S’il y a un maître mot dans son œuvre, c’est bien « jonction ». La volonté de concilier sa vie intérieure avec la vie en société, de trouver son point d’équilibre, ce fameux centre au cœur du labyrinthe à la recherche duquel un bon nombre des personnages de ses nouvelles consacrent leur vie, anime inlassablement l’entreprise romanesque rochonnienne. Cette quête peut être facilitée par l’imagination, autre façon de voir le monde. C’est là que s’impose tout naturellement la nécessité de l’écriture, l’indispensable et véritable œuvre artistique dont le rôle est de prendre à revers les conventions et les normes sociales acceptées.

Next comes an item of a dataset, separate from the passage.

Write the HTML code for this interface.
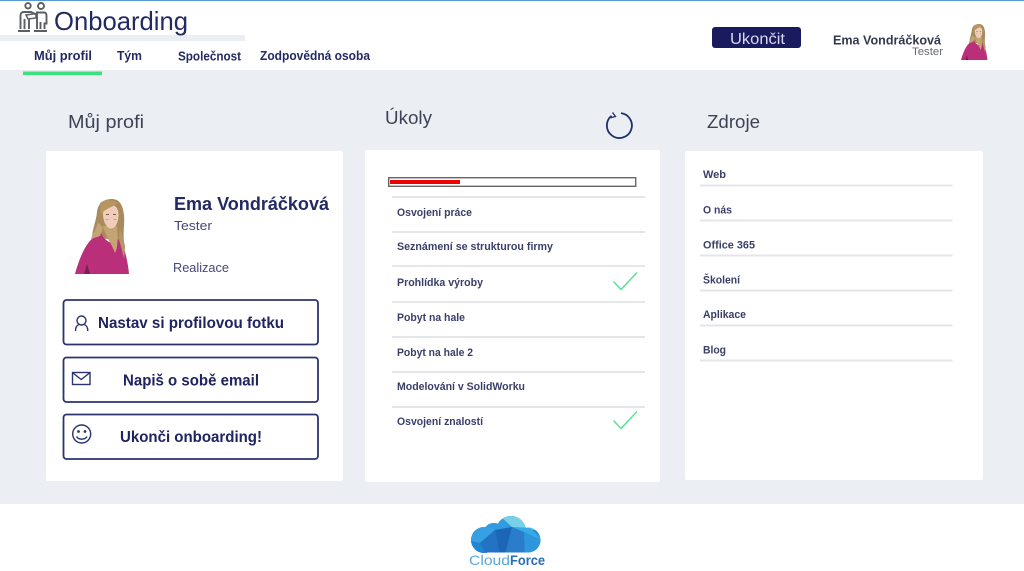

Esther Rochon sait voir la beauté au-delà de la laideur et déceler l’humanité dans les créatures d’apparence monstrueuse. Cela est particulièrement manifeste dans son magistral roman Coquillage.

Chez elle, les atmosphères et les sensations sont plus importantes que les événements. C’est pourquoi son œuvre est universelle tout en étant foncièrement québécoise, ce qu’atteste La Rivière des morts où la perte des valeurs morales de la société québécoise renvoie à la déliquescence de la société asven dans L’Épuisement du soleil, confirmant du coup la lecture nationaliste qu’on pouvait tirer de ce roman à sa parution en 1985 et la finesse de son portrait sociologique.

Par l’âpreté des existences qu’elle décrit et par l’empathie spirituelle qui imprègne le regard qu’elle porte sur les autres, Esther Rochon est un croisement d’Anne Hébert et de Marie-Claire Blais. Rien de moins. Humble et modeste, elle n’imaginerait pas qu’elle domine le gotha littéraire de la science-fiction québécoise.